■ REQUIRED TASK:
Write the material out again in full, word for word. Do not include the pictures.

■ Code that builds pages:
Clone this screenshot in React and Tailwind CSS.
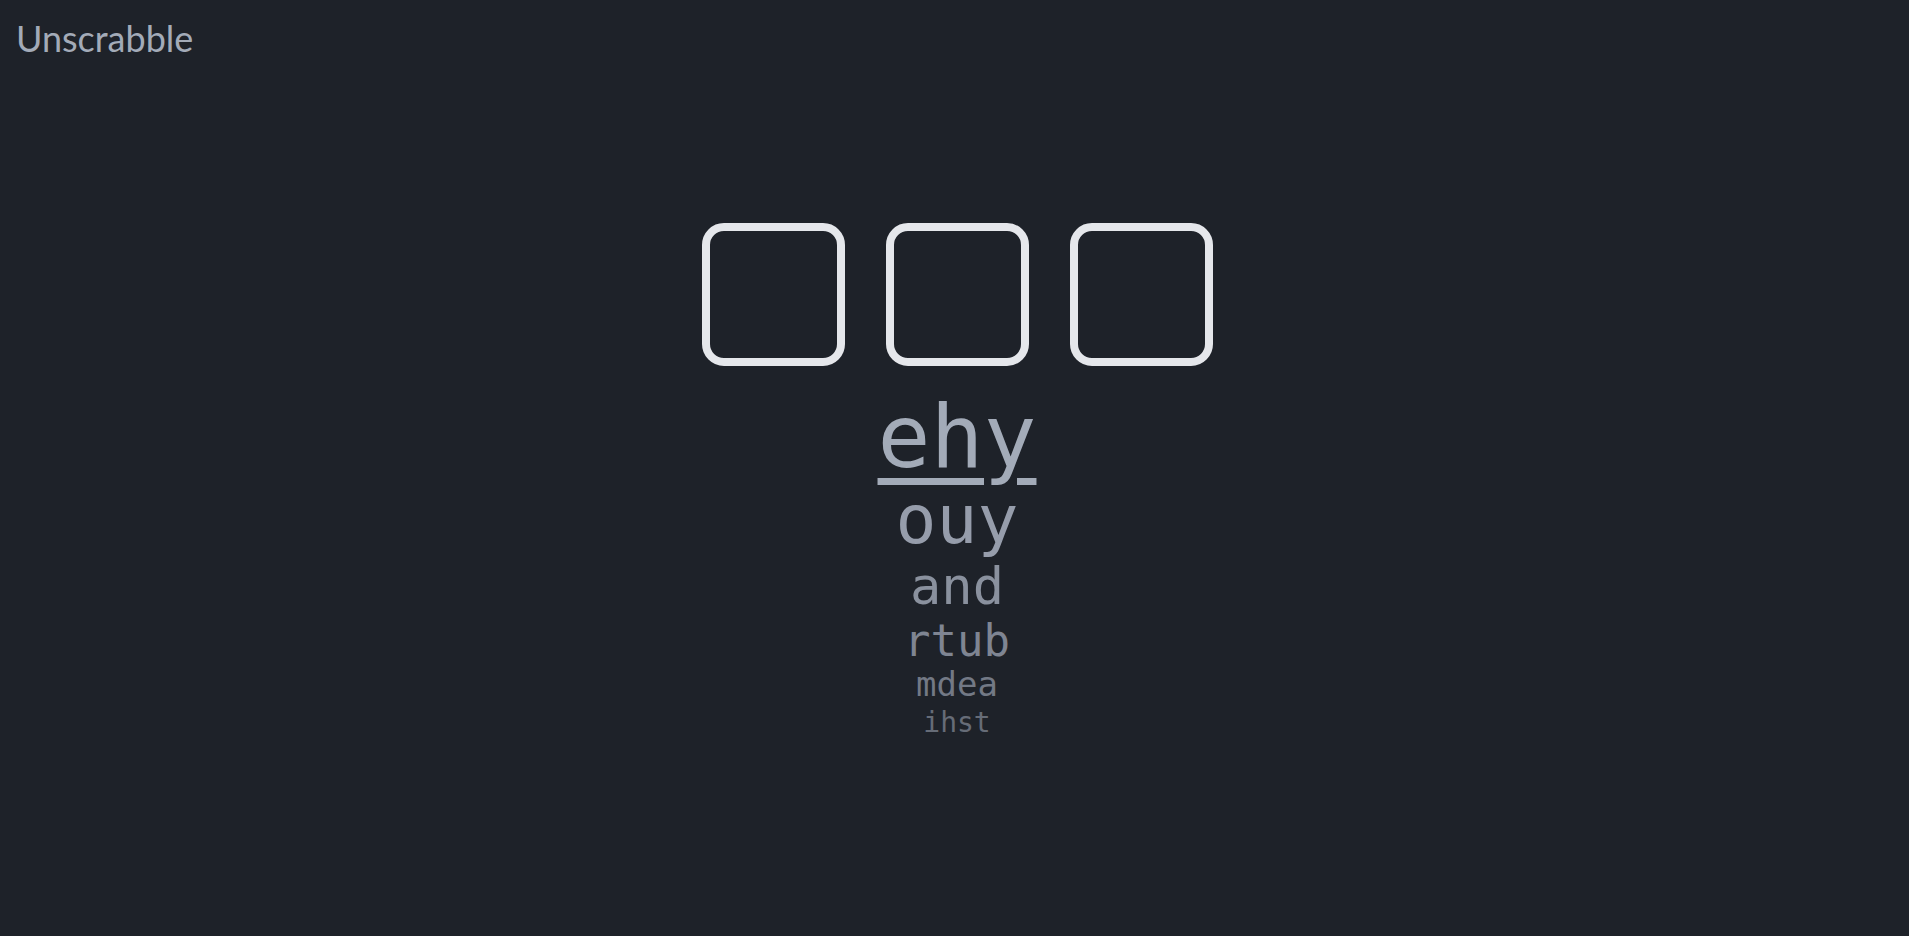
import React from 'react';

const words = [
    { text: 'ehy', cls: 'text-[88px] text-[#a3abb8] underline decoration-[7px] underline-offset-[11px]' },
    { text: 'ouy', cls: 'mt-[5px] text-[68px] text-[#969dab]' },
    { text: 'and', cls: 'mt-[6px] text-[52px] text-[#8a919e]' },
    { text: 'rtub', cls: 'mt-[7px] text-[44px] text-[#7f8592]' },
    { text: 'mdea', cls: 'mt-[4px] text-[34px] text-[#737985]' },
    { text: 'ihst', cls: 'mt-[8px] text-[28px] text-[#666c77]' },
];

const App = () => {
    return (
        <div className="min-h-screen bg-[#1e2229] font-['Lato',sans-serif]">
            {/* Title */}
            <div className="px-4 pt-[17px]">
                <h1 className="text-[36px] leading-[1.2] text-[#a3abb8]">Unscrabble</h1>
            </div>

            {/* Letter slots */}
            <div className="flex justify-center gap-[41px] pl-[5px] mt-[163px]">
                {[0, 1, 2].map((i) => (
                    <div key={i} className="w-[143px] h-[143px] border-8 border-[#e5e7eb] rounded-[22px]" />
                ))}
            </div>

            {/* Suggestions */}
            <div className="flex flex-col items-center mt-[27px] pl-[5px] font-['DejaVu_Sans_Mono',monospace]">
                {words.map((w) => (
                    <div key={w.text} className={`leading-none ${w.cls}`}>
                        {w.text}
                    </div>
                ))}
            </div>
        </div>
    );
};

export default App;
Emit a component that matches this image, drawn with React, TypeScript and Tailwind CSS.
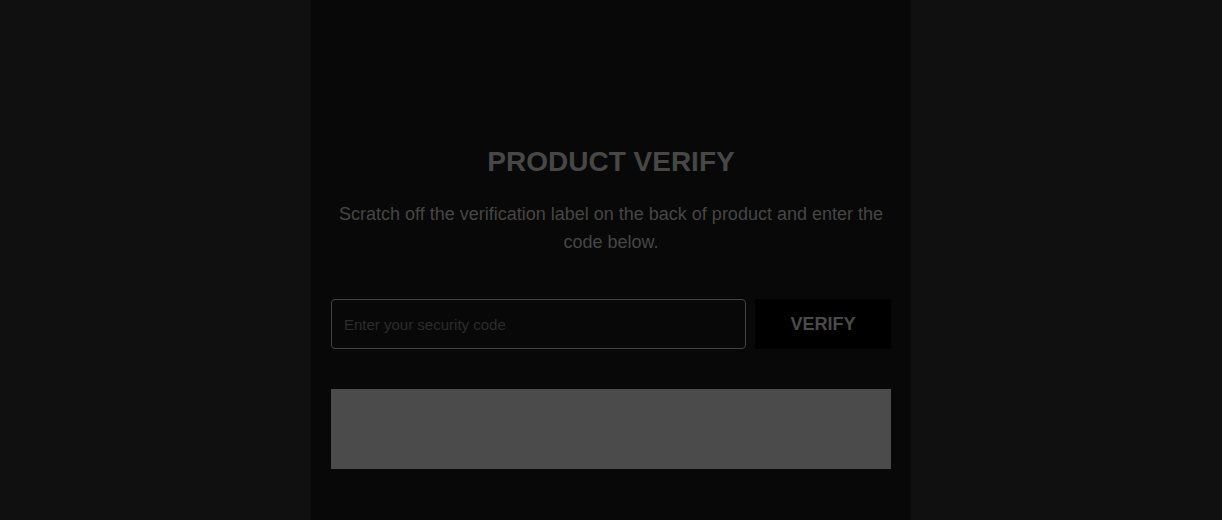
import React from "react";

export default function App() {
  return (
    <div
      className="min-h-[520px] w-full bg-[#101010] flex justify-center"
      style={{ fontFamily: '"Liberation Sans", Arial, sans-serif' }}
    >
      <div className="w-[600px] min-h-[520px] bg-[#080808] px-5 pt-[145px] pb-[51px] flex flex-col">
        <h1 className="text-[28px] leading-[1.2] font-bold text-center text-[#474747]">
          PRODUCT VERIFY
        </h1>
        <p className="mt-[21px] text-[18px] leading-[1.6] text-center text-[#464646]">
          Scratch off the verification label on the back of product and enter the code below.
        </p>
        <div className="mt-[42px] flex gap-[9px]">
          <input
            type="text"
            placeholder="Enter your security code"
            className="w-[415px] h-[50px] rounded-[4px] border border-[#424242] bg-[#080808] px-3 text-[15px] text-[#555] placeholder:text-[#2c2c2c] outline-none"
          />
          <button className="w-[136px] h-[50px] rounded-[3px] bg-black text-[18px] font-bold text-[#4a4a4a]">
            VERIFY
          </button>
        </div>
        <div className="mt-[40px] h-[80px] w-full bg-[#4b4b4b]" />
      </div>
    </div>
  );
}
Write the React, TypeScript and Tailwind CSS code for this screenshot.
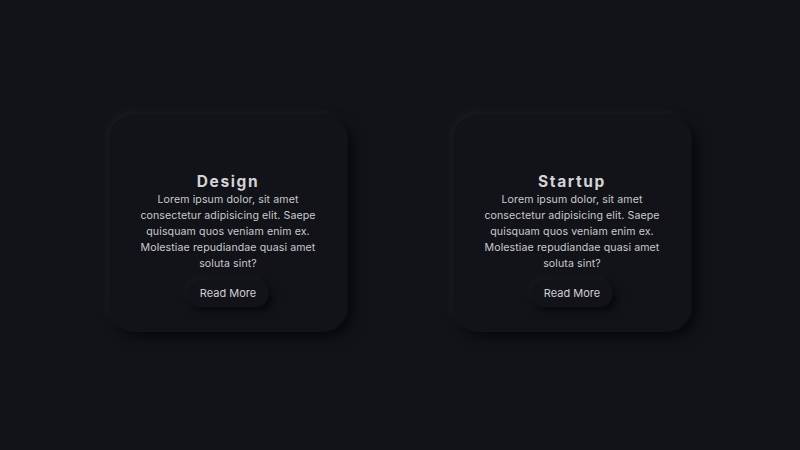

■ EXERCISE SOLUTION:
Clone this screenshot in React and Tailwind CSS.
import React from 'react';

const words = [
    { text: 'ehy', cls: 'text-[88px] text-[#a3abb8] underline decoration-[7px] underline-offset-[11px]' },
    { text: 'ouy', cls: 'mt-[5px] text-[68px] text-[#969dab]' },
    { text: 'and', cls: 'mt-[6px] text-[52px] text-[#8a919e]' },
    { text: 'rtub', cls: 'mt-[7px] text-[44px] text-[#7f8592]' },
    { text: 'mdea', cls: 'mt-[4px] text-[34px] text-[#737985]' },
    { text: 'ihst', cls: 'mt-[8px] text-[28px] text-[#666c77]' },
];

const App = () => {
    return (
        <div className="min-h-screen bg-[#1e2229] font-['Lato',sans-serif]">
            {/* Title */}
            <div className="px-4 pt-[17px]">
                <h1 className="text-[36px] leading-[1.2] text-[#a3abb8]">Unscrabble</h1>
            </div>

            {/* Letter slots */}
            <div className="flex justify-center gap-[41px] pl-[5px] mt-[163px]">
                {[0, 1, 2].map((i) => (
                    <div key={i} className="w-[143px] h-[143px] border-8 border-[#e5e7eb] rounded-[22px]" />
                ))}
            </div>

            {/* Suggestions */}
            <div className="flex flex-col items-center mt-[27px] pl-[5px] font-['DejaVu_Sans_Mono',monospace]">
                {words.map((w) => (
                    <div key={w.text} className={`leading-none ${w.cls}`}>
                        {w.text}
                    </div>
                ))}
            </div>
        </div>
    );
};

export default App;
Emit a component that matches this image, drawn with React, TypeScript and Tailwind CSS.
import React from "react";

export default function App() {
  return (
    <div
      className="min-h-[520px] w-full bg-[#101010] flex justify-center"
      style={{ fontFamily: '"Liberation Sans", Arial, sans-serif' }}
    >
      <div className="w-[600px] min-h-[520px] bg-[#080808] px-5 pt-[145px] pb-[51px] flex flex-col">
        <h1 className="text-[28px] leading-[1.2] font-bold text-center text-[#474747]">
          PRODUCT VERIFY
        </h1>
        <p className="mt-[21px] text-[18px] leading-[1.6] text-center text-[#464646]">
          Scratch off the verification label on the back of product and enter the code below.
        </p>
        <div className="mt-[42px] flex gap-[9px]">
          <input
            type="text"
            placeholder="Enter your security code"
            className="w-[415px] h-[50px] rounded-[4px] border border-[#424242] bg-[#080808] px-3 text-[15px] text-[#555] placeholder:text-[#2c2c2c] outline-none"
          />
          <button className="w-[136px] h-[50px] rounded-[3px] bg-black text-[18px] font-bold text-[#4a4a4a]">
            VERIFY
          </button>
        </div>
        <div className="mt-[40px] h-[80px] w-full bg-[#4b4b4b]" />
      </div>
    </div>
  );
}
Write the React, TypeScript and Tailwind CSS code for this screenshot.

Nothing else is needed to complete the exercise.